Así llego al dolor: ¿por qué tu enfermedad me ha convertido en roca, pero una roca
oscura, con ceniza del cielo?, ¿el amor no nos basta para sellar el pecho al dragón que es inmune a los otros dragones o al polvo que reseca el estambre con el que nos tejimos? ¿Debe morir la flor sin darse cuenta? ¿Era extensiva la maldición genésica a todos los reptiles? El hombre no renace del humus de sus muertos. El hombre no camina. Se arrastra por la tierra. Hasta quedar exhausto, como roca... sin su sabiduría. Convidado a la luz de un fuego primitivo que siempre le resulta doloroso, que incendia su garganta aunque guarde silencio.

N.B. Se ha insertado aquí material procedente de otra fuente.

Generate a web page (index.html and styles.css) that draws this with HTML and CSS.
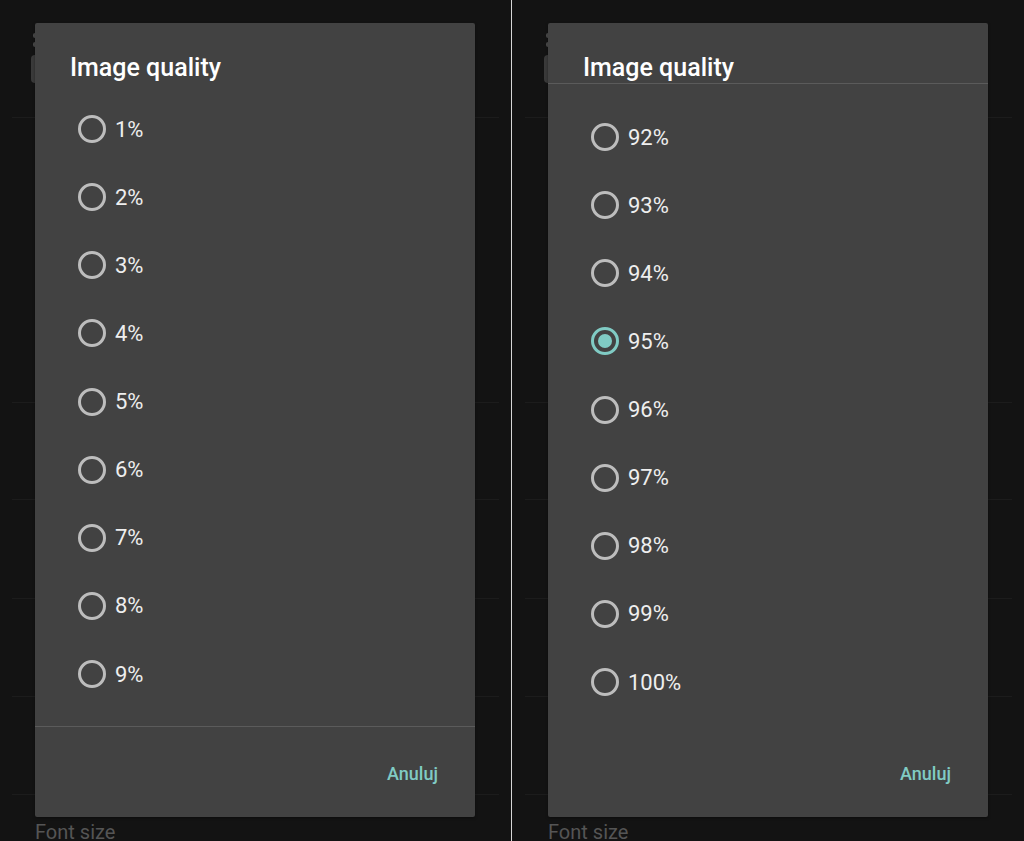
FILE: index.html
```html
<!DOCTYPE html>
<html lang="pl">
<head>
<meta charset="utf-8">
<title>Image quality</title>
<link rel="stylesheet" href="styles.css">
</head>
<body>
<div class="screen">
  <section class="panel panel-left">
    <div class="bg">
      <div class="bg-head"><span class="bg-icon"><i></i><i></i></span></div>
      <div class="bg-row tall"></div>
      <div class="bg-row r97"></div>
      <div class="bg-row r99"></div>
      <div class="bg-row r98"></div>
      <div class="bg-row r98"></div>
      <div class="bg-label">Font size</div>
    </div>
    <div class="dialog">
      <h1 class="dialog-title">Image quality</h1>
      <ul class="options first">
        <li class="option"><span class="radio"></span><span class="label">1%</span></li>
        <li class="option"><span class="radio"></span><span class="label">2%</span></li>
        <li class="option"><span class="radio"></span><span class="label">3%</span></li>
        <li class="option"><span class="radio"></span><span class="label">4%</span></li>
        <li class="option"><span class="radio"></span><span class="label">5%</span></li>
        <li class="option"><span class="radio"></span><span class="label">6%</span></li>
        <li class="option"><span class="radio"></span><span class="label">7%</span></li>
        <li class="option"><span class="radio"></span><span class="label">8%</span></li>
        <li class="option"><span class="radio"></span><span class="label">9%</span></li>
      </ul>
      <div class="dialog-footer with-divider"><span class="btn">Anuluj</span></div>
    </div>
  </section>
  <div class="split"></div>
  <section class="panel panel-right">
    <div class="bg">
      <div class="bg-head"><span class="bg-icon"><i></i><i></i></span></div>
      <div class="bg-row tall"></div>
      <div class="bg-row r97"></div>
      <div class="bg-row r99"></div>
      <div class="bg-row r98"></div>
      <div class="bg-row r98"></div>
      <div class="bg-label">Font size</div>
    </div>
    <div class="dialog">
      <h1 class="dialog-title scrolled">Image quality</h1>
      <ul class="options last">
        <li class="option"><span class="radio"></span><span class="label">92%</span></li>
        <li class="option"><span class="radio"></span><span class="label">93%</span></li>
        <li class="option"><span class="radio"></span><span class="label">94%</span></li>
        <li class="option"><span class="radio checked"></span><span class="label">95%</span></li>
        <li class="option"><span class="radio"></span><span class="label">96%</span></li>
        <li class="option"><span class="radio"></span><span class="label">97%</span></li>
        <li class="option"><span class="radio"></span><span class="label">98%</span></li>
        <li class="option"><span class="radio"></span><span class="label">99%</span></li>
        <li class="option"><span class="radio"></span><span class="label">100%</span></li>
      </ul>
      <div class="dialog-footer"><span class="btn">Anuluj</span></div>
    </div>
  </section>
</div>
</body>
</html>
```

FILE: styles.css
```css
html, body {
  margin: 0;
  padding: 0;
  background: #131313;
}
body {
  font-family: Roboto, "Noto Sans", "Liberation Sans", sans-serif;
  width: 1024px;
  height: 841px;
  overflow: hidden;
}
.screen {
  display: flex;
  width: 1024px;
  height: 841px;
}
.panel {
  position: relative;
  height: 841px;
  overflow: hidden;
  background: #131313;
  --inset: 35px;
}
.panel-left { width: 511px; }
.panel-right { width: 512px; --inset: 36px; }
.split {
  width: 1px;
  height: 841px;
  background: #d6d6d6;
}

/* background list, mostly hidden behind the dialog */
.bg {
  display: flex;
  flex-direction: column;
  padding: 0 12px 0 calc(var(--inset) - 23px);
}
.bg-head {
  position: relative;
  height: 117px;
  border-bottom: 1px solid #1c1c1c;
}
.bg-icon {
  position: absolute;
  left: 19px;
  top: 33px;
  width: 40px;
  height: 50px;
  display: flex;
  flex-direction: column;
  gap: 4px;
}
.bg-icon i {
  display: block;
  height: 5px;
  width: 30px;
  margin-left: 2px;
  background: #4a4a4a;
  border-radius: 2px;
}
.bg-icon::after {
  content: "";
  display: block;
  margin-top: 4px;
  height: 28px;
  background: #3a3a3a;
  border-radius: 4px;
}
.bg-row { border-bottom: 1px solid #1c1c1c; }
.bg-row.tall { height: 284px; }
.bg-row.r97 { height: 96px; }
.bg-row.r99 { height: 98px; }
.bg-row.r98 { height: 97px; }
.bg-label {
  margin-top: 25px;
  padding-left: 23px;
  font-size: 20px;
  line-height: 24px;
  color: #555555;
}

/* dialog */
.dialog {
  position: absolute;
  left: var(--inset);
  top: 23px;
  width: 440px;
  height: 794px;
  background: #424242;
  border-radius: 2px;
  box-shadow: 0 1px 3px rgba(0, 0, 0, 0.35);
  display: flex;
  flex-direction: column;
}
.dialog-title {
  margin: 0;
  padding: 30px 35px 0;
  height: 30px;
  font-size: 25px;
  line-height: 30px;
  font-weight: 500;
  color: #ffffff;
  border-bottom: 1px solid transparent;
}
.dialog-title.scrolled { border-bottom-color: #5b5b5b; }
.options {
  list-style: none;
  margin: 0;
  padding: 11px 0 0;
  flex: 1;
}
.options.last { padding-top: 19px; }
.option {
  height: 68.125px;
  display: flex;
  align-items: center;
  gap: 9px;
  padding-left: 43px;
}
.radio {
  box-sizing: border-box;
  width: 28px;
  height: 28px;
  border: 3px solid #bdbdbd;
  border-radius: 50%;
  display: flex;
  align-items: center;
  justify-content: center;
  flex: none;
}
.radio.checked { border-color: #80cbc4; }
.radio.checked::after {
  content: "";
  width: 14px;
  height: 14px;
  border-radius: 50%;
  background: #80cbc4;
}
.label {
  font-size: 22px;
  line-height: 26px;
  padding-top: 1px;
  color: #eeeeee;
}
.dialog-footer {
  height: 90px;
  border-top: 1px solid transparent;
  display: flex;
  justify-content: flex-end;
  align-items: flex-start;
  padding-right: 37px;
}
.dialog-footer.with-divider { border-top-color: #5b5b5b; }
.btn {
  margin-top: 35px;
  font-size: 18px;
  line-height: 24px;
  font-weight: 500;
  color: #80cbc4;
}
```
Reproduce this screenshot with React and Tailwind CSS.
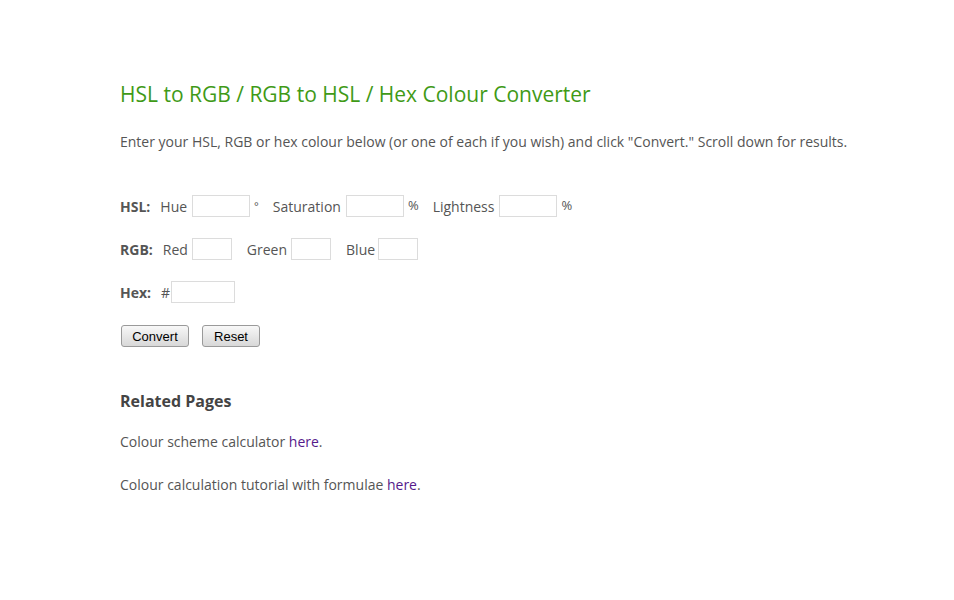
export default function App() {
  const input = 'h-[22px] border border-[#dcdcdc] bg-white outline-none'
  const btn =
    'h-[22px] rounded-[3px] border border-[#9a9a9a] bg-gradient-to-b from-[#f8f8f8] to-[#d8d8d8] text-[13px] leading-none text-black'

  return (
    <div className="min-h-[600px] bg-white pl-[120px] pt-[80px] text-[14px] text-[#555] [font-family:'Open_Sans',sans-serif]">
      <h1 className="text-[21px] leading-[29px] text-[#3f9a17]">
        HSL to RGB / RGB to HSL / Hex Colour Converter
      </h1>
      <p className="mt-[23px] leading-[20px]">
        Enter your HSL, RGB or hex colour below (or one of each if you wish) and click "Convert." Scroll down for results.
      </p>

      <div className="mt-[43px] flex h-[22px] items-center">
        <span className="font-bold">HSL:</span>
        <span className="ml-[10px]">Hue</span>
        <input className={`ml-[5px] w-[58px] ${input}`} />
        <span className="ml-[4px] text-[11px]">°</span>
        <span className="ml-[14px]">Saturation</span>
        <input className={`ml-[5px] w-[58px] ${input}`} />
        <span className="ml-[4px] text-[13px]">%</span>
        <span className="ml-[14px]">Lightness</span>
        <input className={`ml-[5px] w-[58px] ${input}`} />
        <span className="ml-[4px] text-[13px]">%</span>
      </div>

      <div className="mt-[21px] flex h-[22px] items-center">
        <span className="font-bold">RGB:</span>
        <span className="ml-[10px]">Red</span>
        <input className={`ml-[4px] w-[40px] ${input}`} />
        <span className="ml-[15px]">Green</span>
        <input className={`ml-[4px] w-[40px] ${input}`} />
        <span className="ml-[15px]">Blue</span>
        <input className={`ml-[3px] w-[40px] ${input}`} />
      </div>

      <div className="mt-[21px] flex h-[22px] items-center">
        <span className="font-bold">Hex:</span>
        <span className="ml-[10px]">#</span>
        <input className={`ml-[1px] w-[64px] ${input}`} />
      </div>

      <div className="ml-[1px] mt-[22px] flex items-center gap-[13px] [font-family:'Liberation_Sans',Arial,sans-serif]">
        <button className={`${btn} w-[68px]`}>Convert</button>
        <button className={`${btn} w-[58px]`}>Reset</button>
      </div>

      <h2 className="mt-[43px] text-[16px] font-bold leading-[22px] text-[#444]">Related Pages</h2>
      <p className="mt-[20px] leading-[20px]">
        Colour scheme calculator <a className="text-[#551a8b]">here</a>.
      </p>
      <p className="mt-[23px] leading-[20px]">
        Colour calculation tutorial with formulae <a className="text-[#551a8b]">here</a>.
      </p>
    </div>
  )
}
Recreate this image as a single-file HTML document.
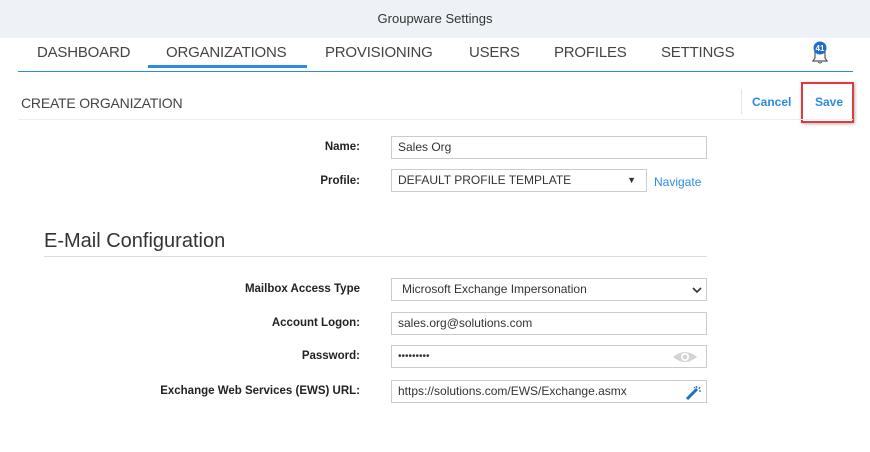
<!DOCTYPE html>
<html><head><style>
*{box-sizing:border-box;margin:0;padding:0}
body{width:870px;height:452px;background:#fff;font-family:"Liberation Sans",Arial,sans-serif;position:relative;overflow:hidden;color:#333}
.a{position:absolute}
.top{left:0;top:0;width:870px;height:38px;background:#eef2f6;text-align:center;line-height:37px;font-size:13px;color:#333}
.nav{top:44px;font-size:15px;color:#444;letter-spacing:-0.2px}
.lbl{font-size:11.5px;font-weight:bold;color:#222;text-align:right;width:300px;white-space:nowrap}
.in{border:1px solid #ccc;height:23px;font-size:12px;line-height:21px;padding-left:6px;color:#333;background:#fff}
</style></head><body>
<div class="a top">Groupware Settings</div>
<div class="a nav" style="left:37px">DASHBOARD</div>
<div class="a nav" style="left:166px">ORGANIZATIONS</div>
<div class="a nav" style="left:325px">PROVISIONING</div>
<div class="a nav" style="left:469px">USERS</div>
<div class="a nav" style="left:554px">PROFILES</div>
<div class="a nav" style="left:661px">SETTINGS</div>
<div class="a" style="left:148px;top:65px;width:159px;height:3px;background:#2b8ae6"></div>
<div class="a" style="left:18px;top:71px;width:835px;height:1px;background:#2b8ae6"></div>
<svg class="a" style="left:808px;top:40px" width="24" height="26" viewBox="0 0 24 26"><path d="M5 21 L7 18 L7 12 Q7 7 12 7 Q17 7 17 12 L17 18 L19 21 Z" fill="none" stroke="#555" stroke-width="1.2"/><path d="M10 22 Q12 24 14 22" stroke="#555" fill="none"/><circle cx="12" cy="8" r="6.5" fill="#1f6fc4"/><text x="12" y="11" font-size="8" font-weight="bold" fill="#fff" text-anchor="middle" font-family="Liberation Sans">41</text></svg>
<div class="a" style="left:21px;top:95px;font-size:14px;color:#444;letter-spacing:-0.2px">CREATE ORGANIZATION</div>
<div class="a" style="left:741px;top:89px;width:1px;height:26px;background:#e4e4e4"></div>
<div class="a" style="left:752px;top:95px;font-size:12px;font-weight:bold;color:#2b8ae6">Cancel</div>
<div class="a" style="left:815px;top:95px;font-size:12px;font-weight:bold;color:#2b8ae6">Save</div>
<div class="a" style="left:801px;top:82px;width:53px;height:41px;border:2px solid #e0393e;box-shadow:1px 1px 3px rgba(0,0,0,.3)"></div>
<div class="a" style="left:18px;top:119px;width:835px;height:1px;background:#eee"></div>

<div class="a lbl" style="left:60px;top:141px">Name:</div>
<div class="a in" style="left:391px;top:136px;width:316px">Sales Org</div>
<div class="a lbl" style="left:60px;top:175px">Profile:</div>
<div class="a in" style="left:391px;top:169px;width:256px">DEFAULT PROFILE TEMPLATE<span style="position:absolute;right:10px;top:0;font-size:9px">▼</span></div>
<div class="a" style="left:654px;top:175px;font-size:12px;color:#2b8ae6">Navigate</div>

<div class="a" style="left:44px;top:230px;font-size:20px;color:#333">E-Mail Configuration</div>
<div class="a" style="left:44px;top:256px;width:663px;height:1px;background:#ddd"></div>

<div class="a lbl" style="left:60px;top:283px">Mailbox Access Type</div>
<div class="a in" style="left:391px;top:278px;width:316px;padding-left:10px">Microsoft Exchange Impersonation<svg style="position:absolute;right:4px;top:7px" width="10" height="8"><path d="M1 2 L5 6 L9 2" stroke="#333" stroke-width="1.6" fill="none"/></svg></div>
<div class="a lbl" style="left:60px;top:317px">Account Logon:</div>
<div class="a in" style="left:391px;top:312px;width:316px">sales.org@solutions.com</div>
<div class="a lbl" style="left:60px;top:350px">Password:</div>
<div class="a in" style="left:391px;top:345px;width:316px;font-size:10px">•••••••••<svg style="position:absolute;right:8px;top:5px" width="26" height="12"><path d="M1 6 Q13 -4 25 6 Q13 16 1 6 Z" fill="#d4d4d4"/><circle cx="13" cy="6" r="4" fill="#fff"/><circle cx="13" cy="6" r="2.3" fill="#d4d4d4"/></svg></div>
<div class="a lbl" style="left:60px;top:385px">Exchange Web Services (EWS) URL:</div>
<div class="a in" style="left:391px;top:380px;width:316px">https://solutions.com/EWS/Exchange.asmx<svg style="position:absolute;right:3px;top:3px" width="18" height="16"><path d="M2 15 L12 5" stroke="#1f6fc4" stroke-width="3"/><path d="M11 2 L12 4 M15 3 L14 5 M16 7 L14 7 M9 3 L10 4" stroke="#1f6fc4" stroke-width="1.2"/></svg></div>
</body></html>
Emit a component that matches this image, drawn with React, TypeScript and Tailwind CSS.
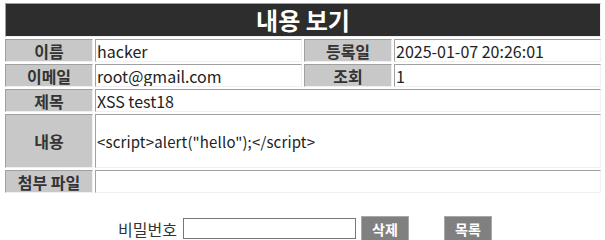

Y derrite sus huesos y su sangre. Y lo que prolifera son los hongos de una mala experiencia de la infancia, el rencor, la impotencia, los duendes que crecieron a costa de una risa que se nos va apagando, de los ojos que casi se nos cierran, del ogro al que le queda chico nuestro cuerpo y el amor que pudiera atravesarlo. No hay astiles. No hay luz. Lo que fue en el silencio cubre otra vez al mundo.

Dejo la flor de la esperanza en estas páginas que yo mismo enveneno
antes de darles vuelta (en nombre de la rosa).
Debo cerrar el libro marchito de mis ojos.

Y sin embargo
(como todo se mueve)
me pongo de rodillas
(lo más quieto que puedo)
y busco algo de Dios en tu mirada.

Si tu fin está cerca (la parte de tu muerte)
pido al Dios del dragón que me permita realizar entre mis huesos fláccidos
una antorcha
para arder el veneno
que te apaga
suplico al Dios de la rosa alguna espina (que yo puse)
para rehacer con ella mi costado
ruego al Dios de la roca hacer un zapapico con mis ojos
para llenar el mundo de agujeros (la parte de tu muerte) por donde entre
la luz de la esperanza (que me doy).

Si todo fuera inútil
(por el dolor inútil)
pido al Dios de los hombres que me otorgue una muerte
(la parte de tu muerte que me doy)
tan cierta como lo sea tu muerte
(la parte de tu muerte que yo puse)
para estar los dos
juntos
(ya muy quietos):
el uno iluminado por el otro
compartiendo una piedra
inmarcesible.


N. A. Las rectas forman parte, a modo de sampleos, de la “Conversación” con Jaime Gil de Biedma.